We weren’t dressed warmly enough, the 1.4°F air was biting at my kneecaps, and Latvian trucks, looming huge at our weak rear, would brush past us, spattering our jackets with snow. Doubt was worming its way into me: what the hell was I doing on a Ural in the middle of December, with two fools in tow, when these damned machines are made to transport small, 90-pound Ukrainian women from Yalta beach to Simferopol on a summer afternoon?
All around us there was ice, snowdrifts, gray suburbs, crumbling factories, and crooked isbas . The landscape had a hangover. Even the trees grew askew. The sky was the color of dirty flannel. And the salty mud churned out by thirty-three-ton trucks gave us a taste of polluted fish in our mouths.
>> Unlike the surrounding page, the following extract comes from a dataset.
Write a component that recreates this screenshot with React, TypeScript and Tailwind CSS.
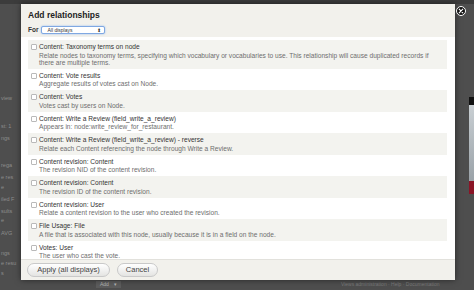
const rows = [
  {
    title: 'Content: Taxonomy terms on node',
    desc: 'Relate nodes to taxonomy terms, specifying which vocabulary or vocabularies to use. This relationship will cause duplicated records if there are multiple terms.',
  },
  { title: 'Content: Vote results', desc: 'Aggregate results of votes cast on Node.' },
  { title: 'Content: Votes', desc: 'Votes cast by users on Node.' },
  { title: 'Content: Write a Review (field_write_a_review)', desc: 'Appears in: node:write_review_for_restaurant.' },
  {
    title: 'Content: Write a Review (field_write_a_review) - reverse',
    desc: 'Relate each Content referencing the node through Write a Review.',
  },
  { title: 'Content revision: Content', desc: 'The revision NID of the content revision.' },
  { title: 'Content revision: Content', desc: 'The revision ID of the content revision.' },
  { title: 'Content revision: User', desc: 'Relate a content revision to the user who created the revision.' },
  {
    title: 'File Usage: File',
    desc: 'A file that is associated with this node, usually because it is in a field on the node.',
  },
  { title: 'Votes: User', desc: 'The user who cast the vote.' },
]

// fragments of the page that shows at the left edge of the overlay
const behind = [
  { top: 'mt-[90px]', text: 'view' },
  { top: 'mt-[20px]', text: 'st: 1' },
  { top: 'mt-[4px]', text: 'ngs' },
  { top: 'mt-[19px]', text: 'rega' },
  { top: 'mt-[4px]', text: 'e res' },
  { top: 'mt-[2px]', text: 'e' },
  { top: 'mt-[4px]', text: 'iled F' },
  { top: 'mt-[4px]', text: 'sults' },
  { top: 'mt-[1px]', text: 'e' },
  { top: 'mt-[5px]', text: 'AVG' },
  { top: 'mt-[12px]', text: 'ngs' },
  { top: 'mt-[2px]', text: 'e resu' },
  { top: 'mt-[2px]', text: 's' },
]

export default function App() {
  return (
    <div className="relative w-[474px] h-[290px] overflow-hidden bg-[#4e4e4e] font-['Liberation_Sans',Arial,sans-serif]">
      {/* page behind the overlay */}
      <div className="h-[4px] bg-[#3c3c3c]" />
      <div className="flex h-[286px]">
        <div className="w-[21px] flex flex-col text-[5.5px] leading-[8px] text-[#8d8d8d]">
          {behind.map((b, i) => (
            <div key={i} className={`${b.top} whitespace-nowrap pl-[1px]`}>
              {b.text}
            </div>
          ))}
        </div>
        <div className="flex-1" />
        <div className="w-[5px] mt-[93px] h-[97px] flex flex-col">
          <div className="h-[8px] bg-[#111]" />
          <div className="flex-1 bg-gradient-to-b from-[#c9cfd3] to-[#9aa2a8]" />
          <div className="h-[13px] bg-[#8a1426]" />
        </div>
      </div>

      {/* bottom strip behind the dialog */}
      <div className="absolute left-0 top-[281px] w-[474px] flex items-center">
        <div className="ml-[96px] h-[7px] px-[4px] flex items-center gap-[5px] bg-[#5c5c5c] text-[5px] text-[#b5b5b5]">
          <span>Add</span>
          <span>▾</span>
        </div>
        <div className="ml-[220px] text-[5px] text-[#7a7a7a] whitespace-nowrap">
          Views administration · Help · Documentation
        </div>
      </div>

      {/* dialog */}
      <div className="absolute left-[21px] top-[4px] w-[434px] h-[276px] flex flex-col bg-white shadow-[0_0_6px_rgba(0,0,0,0.5)]">
        <div className="h-[33px] bg-[#f2f1ec] px-[7px] pt-[6px]">
          <div className="text-[8.5px] leading-[10px] font-bold text-[#222]">Add relationships</div>
          <div className="mt-[5px] flex items-center gap-[3px]">
            <span className="text-[6.5px] font-bold text-[#333]">For</span>
            <div className="w-[64px] h-[8px] rounded-[2px] border border-[#7fa8e2] shadow-[0_0_2px_#8fb8ee] bg-white flex items-center justify-between pl-[5px] pr-[3px]">
              <span className="text-[5px] leading-[6px] text-[#333]">All displays</span>
              <span className="text-[5px] leading-[6px] text-[#333]">⬍</span>
            </div>
          </div>
        </div>

        <div className="flex-1 overflow-hidden px-[7px] pr-[8px] pt-[3px]">
          {rows.map((r, i) => (
            <div
              key={i}
              className={`pl-[3px] pr-[10px] py-[3px] ${i % 2 === 0 ? 'bg-[#f3f3ef]' : 'bg-white'}`}
            >
              <div className="flex items-center gap-[2px]">
                <span className="w-[6px] h-[6px] shrink-0 border border-[#b9b9b9] rounded-[1px] bg-white" />
                <span className="text-[6.6px] leading-[8.5px] text-[#333] whitespace-nowrap">{r.title}</span>
              </div>
              <div className="pl-[8px] text-[6.6px] leading-[7px] text-[#6e6e6e]">{r.desc}</div>
            </div>
          ))}
        </div>

        <div className="h-[21px] bg-[#f2f1ec] border-t border-[#e2e1dc] flex items-center gap-[7px] px-[6px]">
          <button className="h-[14px] w-[83px] rounded-full border border-[#c9c9c9] bg-gradient-to-b from-white to-[#e4e4e2] text-[7.5px] text-[#444]">
            Apply (all displays)
          </button>
          <button className="h-[14px] w-[41px] rounded-full border border-[#c9c9c9] bg-gradient-to-b from-white to-[#e4e4e2] text-[7.5px] text-[#444]">
            Cancel
          </button>
        </div>
      </div>

      {/* close button */}
      <div className="absolute left-[456px] top-[6px] w-[10px] h-[10px] rounded-full bg-[#111] border border-white flex items-center justify-center">
        <svg viewBox="0 0 10 10" className="w-[6px] h-[6px]">
          <path d="M2 2 L8 8 M8 2 L2 8" stroke="white" strokeWidth="2" strokeLinecap="round" />
        </svg>
      </div>
    </div>
  )
}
A motorbike helmet is a meditation cell. Trapped inside, ideas circulate better than in the open air. It would be ideal to be able to smoke in there. Sadly, the lack of space in an integral crash helmet prevents one from drawing on a Havana cigar, and the ensuing wind blows out the burning tip when the helmet is open. A helmet is also a sounding box. It’s nice to sing inside it. It’s like being in a recording studio. I hummed the epigraph from Céline’s Journey to the End of the Night . These lines were to become my mantra for the weeks to come:
Our life is a journey
Through winter and night
We try to find our way
Beneath a sky without light
The lady at the service station got frightened. With all our layers of clothing, we looked like cosmonauts.